The streaming world is currently stocked with documentaries and docuseries about crimes, scandals and general wrongdoings of recent history, fragments of which might be lodged in viewers’ memories. For instance, you might remember that Murdoch’s News of the World went down in a blaze of infamy in 2011 amidst a phone-hacking scandal. But Mahmood went right on faking, for Murdoch’s The Sun on Sunday. That was where he was employed when he had his own comeuppance, after entrapping pop star and The X Factor judge Tulisa in a drug “scandal” and being found guilty of conspiring to pervert the course of justice. To which one might reasonably ask: What took so long? Mahmood essentially got busted on a technicality. The Sun threw him out not because of his egregious methods, which the publication, another Murdoch operation, generally embraced, but because he got caught breaking the law.

The Fake Sheikh could have played all of this with a nod and a wink, or for maximum scorn. Instead, it shoots straight down the middle, a fair approach that results in a pretty bland product. There’s something vaguely mundane and ridiculous about Mahmood and his exploits; one can imagine a mock-serious Steven Soderbergh film about the whole affair. Mahmood’s employers/enablers, generally without remorse, are let off without overt judgment, allowed to quietly dig their own graves with claims of journalistic tenacity and casual, everyone-is-fair-game rationalization. As Murdoch’s crown media jewel might put it, the series is fair and balanced.

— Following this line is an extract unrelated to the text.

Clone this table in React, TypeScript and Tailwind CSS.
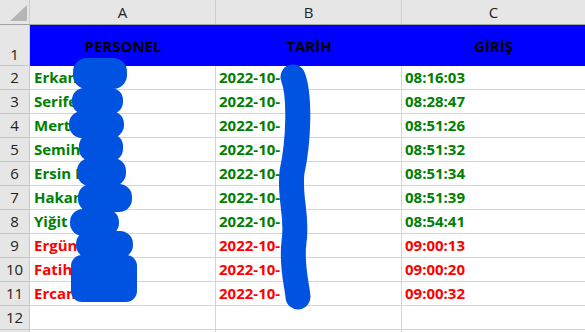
const GREEN = 'text-[#008000]';
const RED = 'text-[#ff0000]';

interface Entry {
  name: string;
  date: string;
  time: string;
  late: boolean;
}

const entries: Entry[] = [
  { name: 'Erkan', date: '2022-10-', time: '08:16:03', late: false },
  { name: 'Serife', date: '2022-10-', time: '08:28:47', late: false },
  { name: 'Mert', date: '2022-10-', time: '08:51:26', late: false },
  { name: 'Semih', date: '2022-10-', time: '08:51:32', late: false },
  { name: 'Ersin E', date: '2022-10-', time: '08:51:34', late: false },
  { name: 'Hakan', date: '2022-10-', time: '08:51:39', late: false },
  { name: 'Yiğit', date: '2022-10-', time: '08:54:41', late: false },
  { name: 'Ergün', date: '2022-10-', time: '09:00:13', late: true },
  { name: 'Fatih', date: '2022-10-', time: '09:00:20', late: true },
  { name: 'Ercan', date: '2022-10-', time: '09:00:32', late: true },
];

const cols = 'grid grid-cols-[30px_186px_186px_1fr]';
const font = { fontFamily: '"Open Sans", "Liberation Sans", sans-serif' };

function RowHead({ n, className = '' }: { n?: number; className?: string }) {
  return (
    <div
      className={`flex justify-center bg-[#e6e6e6] border-r border-b border-[#c8c8c8] text-[15px] text-[#222] ${className}`}
    >
      {n}
    </div>
  );
}

function EmptyRow({ n }: { n?: number }) {
  return (
    <div className={`${cols} h-[24px]`}>
      <RowHead n={n} className="items-center" />
      <div className="border-r border-b border-[#d4d4d4]" />
      <div className="border-r border-b border-[#d4d4d4]" />
      <div className="border-b border-[#d4d4d4]" />
    </div>
  );
}

export default function App() {
  return (
    <div className="relative w-[585px] h-[332px] overflow-hidden bg-white" style={font}>
      {/* column letters */}
      <div className={`${cols} h-[25px] bg-[#e6e6e6] border-b border-[#a3a3a3] text-[15px] text-[#222]`}>
        <div className="relative border-r border-[#cdcdcd]">
          <svg className="absolute left-[10px] top-[5px]" width="17" height="16" viewBox="0 0 17 16">
            <polygon points="17,0 17,16 0,16" fill="#b5b5b5" />
          </svg>
        </div>
        <div className="flex items-center justify-center border-r border-[#cdcdcd]">A</div>
        <div className="flex items-center justify-center border-r border-[#cdcdcd]">B</div>
        <div className="flex items-center justify-center">C</div>
      </div>

      {/* header row */}
      <div className={`${cols} h-[41px]`}>
        <RowHead n={1} className="items-end pb-[3px] leading-none" />
        {['PERSONEL', 'TARİH', 'GİRİŞ'].map((h) => (
          <div
            key={h}
            className="flex items-center justify-center bg-[#0000ff] text-[15px] font-bold text-black pt-[1px]"
          >
            {h}
          </div>
        ))}
      </div>

      {entries.map((e, i) => {
        const tone = e.late ? RED : GREEN;
        return (
          <div key={i} className={`${cols} h-[24px]`}>
            <RowHead n={i + 2} className="items-center" />
            <div className={`flex items-center pl-[4px] border-r border-b border-[#d4d4d4] text-[15px] font-bold ${tone}`}>
              {e.name}
            </div>
            <div className={`flex items-center pl-[3px] border-r border-b border-[#d4d4d4] text-[15px] font-bold ${tone}`}>
              {e.date}
            </div>
            <div className={`flex items-center pl-[3px] border-b border-[#d4d4d4] text-[15px] font-bold ${tone}`}>
              {e.time}
            </div>
          </div>
        );
      })}

      <EmptyRow n={12} />
      <EmptyRow />

      {/* marker strokes hiding names and dates */}
      <svg className="absolute inset-0 pointer-events-none" width="585" height="332" viewBox="0 0 585 332">
        <g fill="#0052e0">
          <rect x="73" y="58" width="54" height="31" rx="14" />
          <rect x="72" y="88" width="51" height="26" rx="12" />
          <rect x="69" y="111" width="55" height="27" rx="13" />
          <rect x="79" y="134" width="44" height="27" rx="12" />
          <rect x="77" y="158" width="49" height="28" rx="13" />
          <rect x="78" y="184" width="54" height="28" rx="13" />
          <rect x="70" y="209" width="49" height="27" rx="13" />
          <rect x="76" y="231" width="57" height="27" rx="13" />
          <rect x="71" y="255" width="66" height="47" rx="11" />
        </g>
        <path
          d="M293 77 C300 95, 299 140, 292 172 C289 200, 298 215, 294 242 C291 265, 297 285, 298 297"
          fill="none"
          stroke="#0052e0"
          strokeWidth="25"
          strokeLinecap="round"
        />
      </svg>
    </div>
  );
}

But some subjects deserve sharp knives. There is nothing defensible about the kind of journalism Mahmood practiced, and he’s not an interesting enough character, at least not as presented here, to care about as a human being. He’s just another conman, celebrated within a sordid if lucrative corner of his industry, who finally met his maker. If you’re not adding anything fresh to the conversation it might be best to let him remain cowering in some semblance of shame. Then again, that’s a feeling of which he ultimately seems incapable.